With an experienced manufacturer and vendor, the installation process is fairly straightforward. Plants are grown offsite at nurseries and then assembled onsite, yielding a green façade, entryway or statement wall. For companies such as Sagegreenlife, the process of building a project’s base and irrigation system takes a few days. Plants are installed in a few hours. Many biophilic-design companies also offer maintenance services after living walls are put in place.
Clearing the Air
A study by NASA and the Associated Landscape Contractors of America (ALCA) suggests that plants, in addition to absorbing carbon dioxide and releasing oxygen through photosynthesis, may also remove other toxic agents such as benzene, formaldehyde and trichloroethylene from the air. And, according to Green Plants for Green Buildings (GPGB), a nonprofit that promotes the economic benefits of nature in the built environment, the plants in approximately three square feet of a living wall can remove a minimum of 10 ounces of carbon dioxide from the air. That equals six cubic feet of carbon dioxide over a year’s time.

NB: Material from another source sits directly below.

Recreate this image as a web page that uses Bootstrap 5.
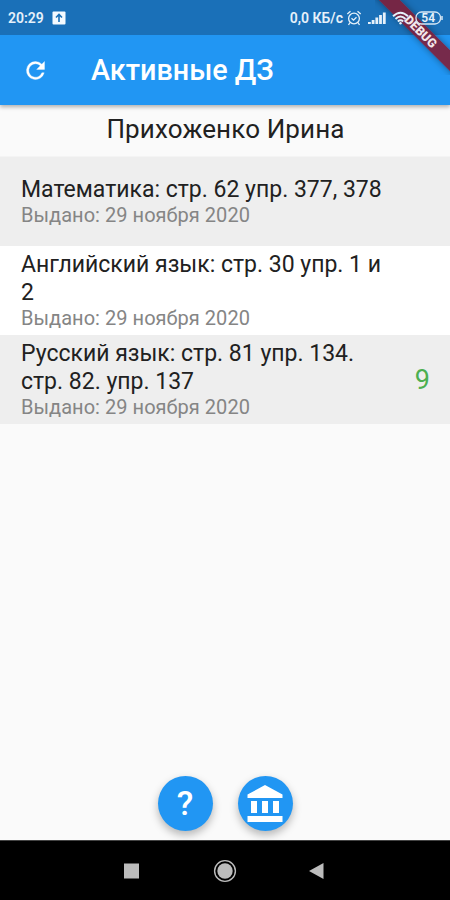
<!DOCTYPE html>
<html lang="ru">
<head>
<meta charset="utf-8">
<meta name="viewport" content="width=device-width, initial-scale=1">
<title>Активные ДЗ</title>
<link href="https://cdn.jsdelivr.net/npm/bootstrap@5.3.0/dist/css/bootstrap.min.css" rel="stylesheet">
<style>
body{font-family:Roboto,"Liberation Sans",sans-serif;background:#fafafa;color:#212121;height:900px;overflow:hidden}
svg{display:block;flex:none}
.status-bar{height:35px;background:#1a70b8;color:#e6f1fa;font-size:14px;font-weight:600;padding:1px 7px 0 8px;z-index:2}
.status-icons{z-index:1;gap:6px}
.traffic{margin-right:-3px}
.app-bar{height:70px;background:#2196f3;color:#fff;padding:0 22px;box-shadow:0 2px 4px rgba(0,0,0,.3);z-index:1}
.app-title{font-size:28.75px;font-weight:500;line-height:1;margin:0 0 0 42px}
.student{height:51px;font-size:26px;line-height:49px;letter-spacing:.13px;padding-left:1px}
.task{height:89px;padding:0 20px 0 21px;background:#fff}
.task.shade{background:#eee}
.task-list{border-top:1px solid #f4f4f4}
.task-title{font-size:23px;line-height:27.5px}
.task-date{font-size:20px;line-height:24px;letter-spacing:.04px;color:#858585}
.task-text{width:366px}
.grade{font-size:27px;color:#4caf50;padding-top:2px}
.fab{width:55px;height:55px;background:#2196f3;color:#fff;box-shadow:0 4px 8px rgba(0,0,0,.28)}
.actions{gap:25px;padding-bottom:9.5px}
.question{font-size:34px;font-weight:500;line-height:1;margin-top:-1px}
.nav-keys{height:60px;background:#000;border-top:1px solid #444}
.debug-corner{width:75px;height:75px;right:0;top:0}
.debug-band{width:150px;height:14.5px;left:-29px;top:23.5px;transform:rotate(45deg);background:rgba(128,30,56,.9);color:#f3e6ea;font-size:12.5px;font-weight:900;line-height:15px;box-shadow:0 0 7px rgba(0,0,0,.4)}
</style>
<script src="https://cdn.jsdelivr.net/npm/bootstrap@5.3.0/dist/js/bootstrap.bundle.min.js"></script>
</head>
<body class="d-flex flex-column m-0">
<div class="status-bar d-flex align-items-center flex-shrink-0 position-relative">
  <div class="debug-corner position-absolute overflow-hidden"><div class="debug-band position-absolute text-center">DEBUG</div></div>
  <span>20:29</span>
  <svg class="ms-2" width="14" height="14" viewBox="0 0 14 14"><rect x=".5" y=".5" width="13" height="13" rx="1" fill="#f4faff"/><path d="M7 11V4M4 6.500 7 3.500l3 3" fill="none" stroke="#1a70b8" stroke-width="1.6"/></svg>
  <div class="status-icons ms-auto d-flex align-items-center position-relative">
    <span class="traffic">0,0 КБ/с</span>
    <svg width="16" height="16" viewBox="0 0 15 16" fill="none" stroke="#e6f1fa" stroke-width="1.3"><circle cx="7.5" cy="8.500" r="5.4"/><path d="M.8 4 4 1.200M14.200 4 11 1.200M3.500 12.500 2 15M11.500 12.500 13 15M5 8.200l2 2 3-3"/></svg>
    <svg width="18" height="14" viewBox="0 0 18 14" fill="#e6f1fa"><path d="M0 11h2.800v2H0zM3.700 9h2.800v4H3.700zM7.400 6.500h2.800V13H7.400zM11.100 4h2.800v9h-2.800zM14.900 1.500h2.800V13h-2.800z"/></svg>
    <svg width="17" height="14" viewBox="0 0 17 14" fill="none" stroke="#e6f1fa" stroke-width="1.9"><path d="M1 5.200Q8.500-1.800 16 5.200M3.500 8Q8.500 3.200 13.500 8M5.800 10.500Q8.500 8.200 11.200 10.500"/><circle cx="8.500" cy="12.300" r="1.200" fill="#e6f1fa" stroke="none"/></svg>
    <svg width="28" height="14" viewBox="0 0 28 14"><rect x="1" y="1" width="24.500" height="12" rx="5.500" fill="none" stroke="#d6e7f5" stroke-width="1.300"/><path d="M27 5v4" stroke="#d6e7f5" stroke-width="1.500"/><text x="13.200" y="11.200" text-anchor="middle" font-size="12" font-weight="600" fill="#e6f1fa">54</text></svg>
  </div>
</div>
<header class="app-bar d-flex align-items-center flex-shrink-0 position-relative">
  <svg width="27" height="27" viewBox="0 0 24 24" fill="#fff" stroke="#fff" stroke-width=".3"><path d="M17.650 6.350A7.960 7.960 0 0 0 12 4a8 8 0 1 0 7.730 10h-2.080A6 6 0 1 1 12 6c1.660 0 3.140.69 4.220 1.780L13 11h7V4z"/></svg>
  <h1 class="app-title">Активные ДЗ</h1>
</header>
<main class="flex-grow-1 d-flex flex-column">
  <div class="student text-center">Прихоженко Ирина</div>
  <div class="task-list">
    <section class="task shade d-flex align-items-center"><div class="task-text"><div class="task-title">Математика: стр. 62 упр. 377, 378</div><div class="task-date">Выдано: 29 ноября 2020</div></div></section>
    <section class="task d-flex align-items-center"><div class="task-text"><div class="task-title">Английский язык: стр. 30 упр. 1 и 2</div><div class="task-date">Выдано: 29 ноября 2020</div></div></section>
    <section class="task shade d-flex align-items-center"><div class="task-text"><div class="task-title">Русский язык: стр. 81 упр. 134.<br>стр. 82. упр. 137</div><div class="task-date">Выдано: 29 ноября 2020</div></div><span class="grade ms-auto">9</span></section>
  </div>
  <div class="actions d-flex justify-content-center mt-auto">
    <button class="fab btn rounded-circle border-0 p-0 d-flex align-items-center justify-content-center"><span class="question">?</span></button>
    <button class="fab btn rounded-circle border-0 p-0 d-flex align-items-center justify-content-center" aria-label="Школа"><svg width="36" height="37" viewBox="0 0 36 37" fill="#fff"><path d="M.5 9.500 18 0l17.500 9.500V13H.5zM4 16h6v12H4zM15 16h6v12h-6zM26 16h6v12h-6zM.5 31h35v6H.5z"/></svg></button>
  </div>
</main>
<nav class="nav-keys d-flex align-items-center justify-content-center flex-shrink-0">
  <svg width="206" height="24" viewBox="0 0 206 24" fill="#bcbcbc"><rect x="2" y="4.500" width="15" height="15"/><circle cx="103" cy="12" r="7.700"/><circle cx="103" cy="12" r="10.400" fill="none" stroke="#bcbcbc" stroke-width="1.400"/><path d="M187 12 201.500 4v16z"/></svg>
</nav>
</body>
</html>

According to the Environmental Protection Agency (EPA), poor air quality leads to numerous health issues ranging from headaches and fatigue to dizziness and eye irritation. These seemingly minor symptoms have significant consequences for employers. The Occupational Safety and Health Administration (OSHA) estimates that poor indoor air quality costs companies an estimated $15 billion in sick leave and poor work performance each year.
Lowering the Volume
According to a 2013 Harvard Business Review article, a lack of sound privacy is far and away the biggest drain on employee morale, and a study by Steelcase and Ipsos found that workers lost as much as 86 minutes per day from noise distractions. A 2015 article from Harvard Business Review notes that “similar to planting trees along a loud highway, plants boast sound-absorbing capabilities that can work just as effectively in an indoor environment as an outdoor setting.”
Steelcase reports that the level of acceptable noise within a work environment is linked to the type of work happening within that space. The German Association of Engineers sets noise standards of 70 decibels (dB) for simple office work and 55 dB for what it identifies as “mainly intellectual work.” This includes complex creative thinking, decision-making, problem-solving and effective communication.

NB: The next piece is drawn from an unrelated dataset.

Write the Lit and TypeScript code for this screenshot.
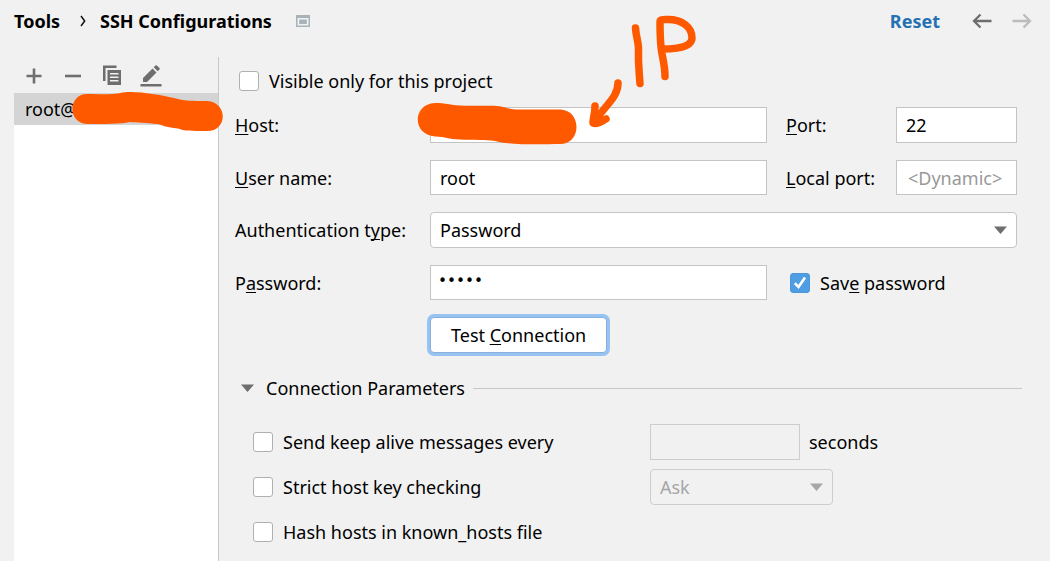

In 2015, a study conducted in Spain explored how living walls might cut the amount of noise within a building. Researchers placed approximately eight square feet of living wall between two rooms. It then measured the degree to which noises emitted in one room filtered through to a neighboring room. The study found that the living wall cut the noise by an average of 15 dB. When the portion of the wall dedicated to living plants was expanded to 32 square feet, it absorbed 40% of the sound.
In April 2019, Fast Company reported on Norwegian research showing that people performing attention-based tasks surrounded by greenery work more efficiently than those who do not. This has led companies like Google, Etsy and others to embrace biophilic design for happier, more creative and productive employees.

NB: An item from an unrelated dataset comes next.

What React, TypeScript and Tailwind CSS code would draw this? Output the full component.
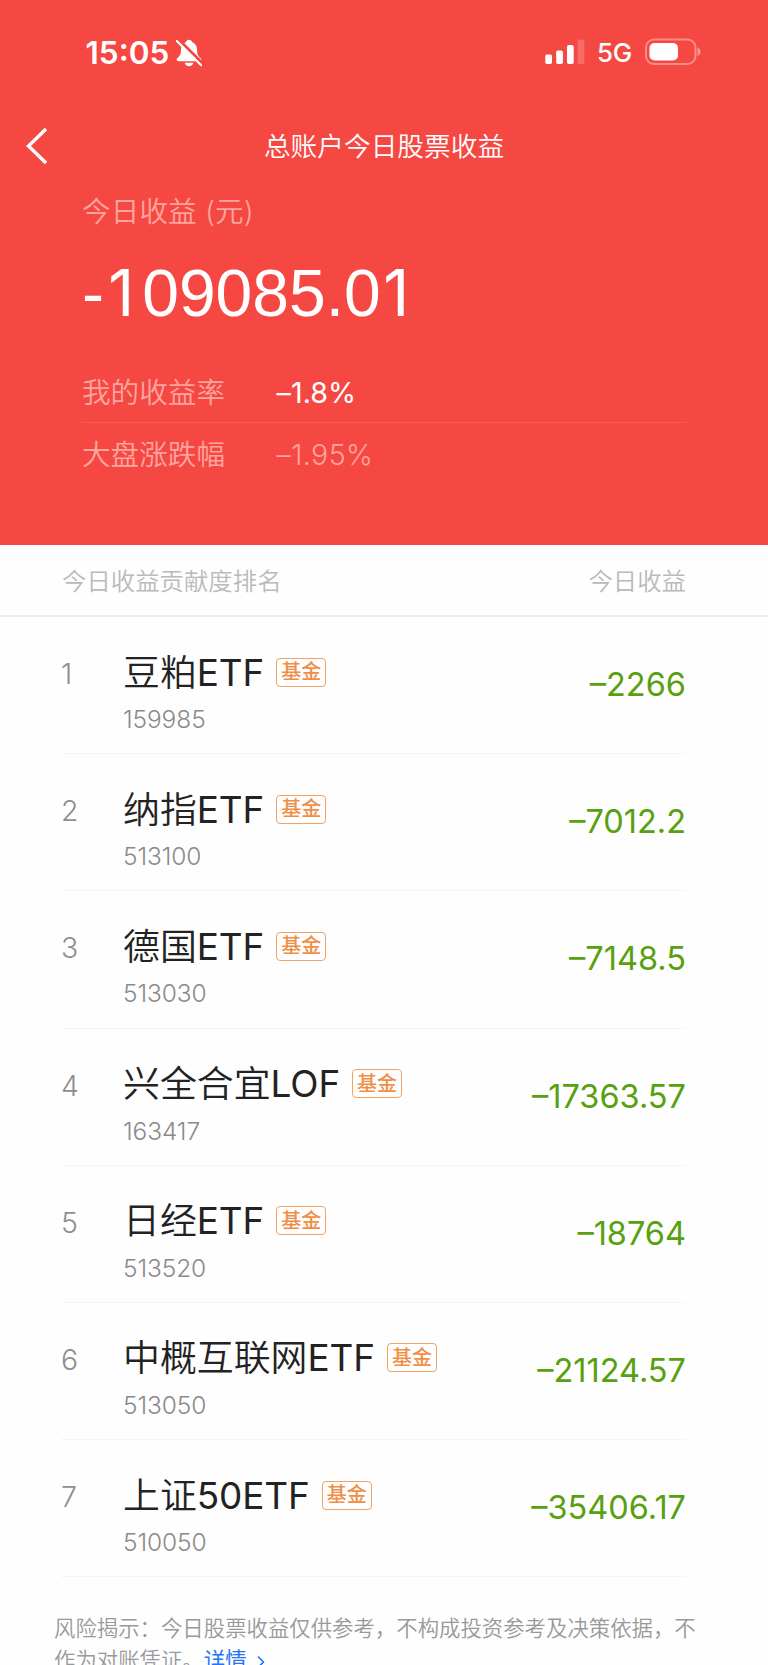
import { ChevronRight } from 'lucide-react';

type Holding = { name: string; suffix: string; code: string; profit: string };

const holdings: Holding[] = [
  { name: '豆粕', suffix: 'ETF', code: '159985', profit: '–2266' },
  { name: '纳指', suffix: 'ETF', code: '513100', profit: '–7012.2' },
  { name: '德国', suffix: 'ETF', code: '513030', profit: '–7148.5' },
  { name: '兴全合宜', suffix: 'LOF', code: '163417', profit: '–17363.57' },
  { name: '日经', suffix: 'ETF', code: '513520', profit: '–18764' },
  { name: '中概互联网', suffix: 'ETF', code: '513050', profit: '–21124.57' },
  { name: '上证', suffix: '50ETF', code: '510050', profit: '–35406.17' },
];

function BellOff() {
  return (
    <svg width="26" height="28" viewBox="0 0 26 28" className="ml-[8px]" fill="none">
      <path d="M13 .8c-1.700 0-2.700 1-3 2.200C6.600 4.200 5 7 5 10.500c0 4.500-1 6.400-3.500 8.600-1.500 1.300-1.200 3.100.8 3.100h21.400c2 0 2.300-1.800.8-3.100C22 16.900 21 15 21 10.500 21 7 19.400 4.200 16 3c-.3-1.200-1.300-2.200-3-2.200z" fill="white" />
      <path d="M8.800 23.800h8.400c-.4 2-2 3.400-4.200 3.400s-3.800-1.400-4.200-3.400z" fill="white" />
      <path d="M1.500 -.2l26 26" stroke="#f64843" strokeWidth="3.500" />
      <path d="M.8 2l24.400 24.300" stroke="white" strokeWidth="2.200" strokeLinecap="round" />
    </svg>
  );
}

function StatusBar() {
  return (
    <div className="flex h-[104px] items-start justify-between pl-[85.500px] pr-[66px] pt-[38px]">
      <div className="flex h-[29px] items-center">
        <span className="w-[82px] text-[31.500px] font-semibold leading-[29px]">15:05</span>
        <BellOff />
      </div>
      <div className="flex h-[27px] items-center">
        <svg width="40" height="26" viewBox="0 0 40 26" fill="white">
          <rect x="0.300" y="15.500" width="6.700" height="9.500" rx="1.700" />
          <rect x="11.200" y="11.500" width="6.700" height="13.500" rx="1.700" />
          <rect x="22" y="6" width="6.700" height="19" rx="1.700" />
          <rect x="32.700" y="0.500" width="6.700" height="24.500" rx="1.700" opacity="0.2" />
        </svg>
        <span className="ml-[12px] w-[36px] whitespace-nowrap pt-[2px] text-[26px] font-[450] leading-[27px] tracking-[-0.3px]">5G</span>
        <svg width="57" height="27" viewBox="0 0 57 27" fill="none" className="ml-[12px]">
          <rect x="1" y="1.500" width="49.500" height="24.500" rx="8" stroke="white" strokeOpacity="0.38" strokeWidth="2" />
          <rect x="4.500" y="5" width="28.500" height="17.500" rx="5" fill="white" />
          <path d="M52.500 9.500c1.800.7 3 2.300 3 4.200s-1.200 3.500-3 4.200z" fill="white" fillOpacity="0.45" />
        </svg>
      </div>
    </div>
  );
}

// Total amount in fixed-width cells, with a "1" that has no foot
function BigAmount({ value }: { value: string }) {
  return (
    <p className="mt-[23px] flex h-[66px] whitespace-pre font-['Liberation_Sans',sans-serif] text-[66px] leading-[66px]">
      {value.split('').map((ch, i) => {
        if (ch === '-') return <span key={i} className="w-[23.500px]">{ch}</span>;
        if (ch === '.') return <span key={i} className="w-[18.300px]">{ch}</span>;
        if (ch === '1') return <span key={i} className="flex w-[36.700px] justify-end pr-[8px] font-['Inter',sans-serif] text-[64px]">{ch}</span>;
        return <span key={i} className="w-[36.700px]">{ch}</span>;
      })}
    </p>
  );
}

function Summary() {
  return (
    <div className="h-[545px] bg-[#f64843] text-white">
      <StatusBar />
      <div className="grid h-[83px] grid-cols-[100px_1fr_100px] items-center">
        <svg width="24" height="38" viewBox="0 0 24 38" fill="none" className="ml-[25px]">
          <path d="M21 2L3.500 19 21 36" stroke="white" strokeWidth="3.400" />
        </svg>
        <h1 className="pt-[1px] text-center text-[26.700px] font-[350]">总账户今日股票收益</h1>
      </div>
      <div className="pl-[82px] pr-[82px]">
        <p className="h-[50px] text-[28.600px] font-[350] leading-[50px] tracking-[0.1px] text-[#ffa49f]">今日收益 (元)</p>
        <BigAmount value="-109085.01" />
        <div className="mt-[35px] flex h-[62px] items-center border-b border-white/10 pt-[3px] text-[28.600px] font-[350]">
          <span className="w-[194.500px] text-[#ffa49f]">我的收益率</span>
          <span className="font-normal tracking-[0.1px]">–1.8%</span>
        </div>
        <div className="flex h-[62px] items-center pt-[2px] text-[28.600px] font-[350] text-[#ffa49f]">
          <span className="w-[194.500px]">大盘涨跌幅</span>
          <span className="tracking-[0.4px]">–1.95%</span>
        </div>
      </div>
    </div>
  );
}

function HoldingRow({ item, rank }: { item: Holding; rank: number }) {
  return (
    <li className="ml-[61px] mr-[82px] flex h-[137.200px] items-start border-b border-[#f5f5f5]">
      <span className="mt-[37px] w-[62px] text-[28.500px] font-light leading-[40px] text-[#8e8e8e]">{rank}</span>
      <div className="flex-1">
        <div className="mt-[32px] flex h-[46px] items-center">
          <span className="whitespace-nowrap pt-[1px] text-[36.900px] font-[350] leading-[46px] text-[#222]">
            {item.name}
            <span className="font-normal tracking-[-0.1px]">{item.suffix}</span>
          </span>
          <span className="ml-[12px] flex h-[29px] w-[50px] items-center justify-center whitespace-nowrap rounded-[4px] border border-[#f0a364] text-[20px] font-medium leading-[20px] text-[#ee8f45]">
            基金
          </span>
        </div>
        <p className="mt-[9px] text-[24.500px] font-light leading-[30px] tracking-[-0.1px] text-[#8a8a8a]">{item.code}</p>
      </div>
      <span className="mt-[48px] whitespace-nowrap text-[32.500px] leading-[40px] text-[#58a010]">{item.profit}</span>
    </li>
  );
}

export default function App() {
  return (
    <div className="h-[1665px] w-[768px] overflow-hidden bg-[#fefefe] font-['Inter','Noto_Sans_CJK_SC',sans-serif]">
      <Summary />
      <div className="flex h-[72px] items-center justify-between border-b-2 border-[#ededed] pl-[62px] pr-[82px] pt-[3px] text-[24.400px] font-[350] text-[#bababa]">
        <span>今日收益贡献度排名</span>
        <span>今日收益</span>
      </div>
      <ul>
        {holdings.map((item, i) => (
          <HoldingRow key={item.code} item={item} rank={i + 1} />
        ))}
      </ul>
      <p className="ml-[54px] mt-[35px] w-[660px] text-[21.400px] font-[350] leading-[32px] text-[#999]">
        风险揭示：今日股票收益仅供参考，不构成投资参考及决策依据，不
        <br />
        作为对账凭证。
        <a className="font-normal text-[#2474f5]">
          详情
          <ChevronRight size={20} strokeWidth={2} className="ml-[4px] inline" />
        </a>
      </p>
    </div>
  );
}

The International Handbook of the Economics of Energy states that labor costs in today’s workplace are 25 times greater than energy costs. There is overwhelming evidence that stress reduces productivity, and research has shown that plants can lower stress levels. A study at Washington State University found that productivity increased 12% among participants in a plant-enhanced environment.
It’s even possible to attach dollar amounts to lower levels of productivity.
In 2010, the U.S. Department of Labor reported that the absentee rate in the U.S. is 3% per employee in the private sector and 4% in the public. That costs organizations more than $2,000 per employee per year. And a 2011 study at the University of Oregon showed that 10% of employee absences can be directly linked to workspaces with no connection to nature.
Business will always be driven to increase productivity and profits. With research and results documenting the benefits of incorporating plant life into work life, it follows that an investment in biophilic design presents a real opportunity for measurable ROI.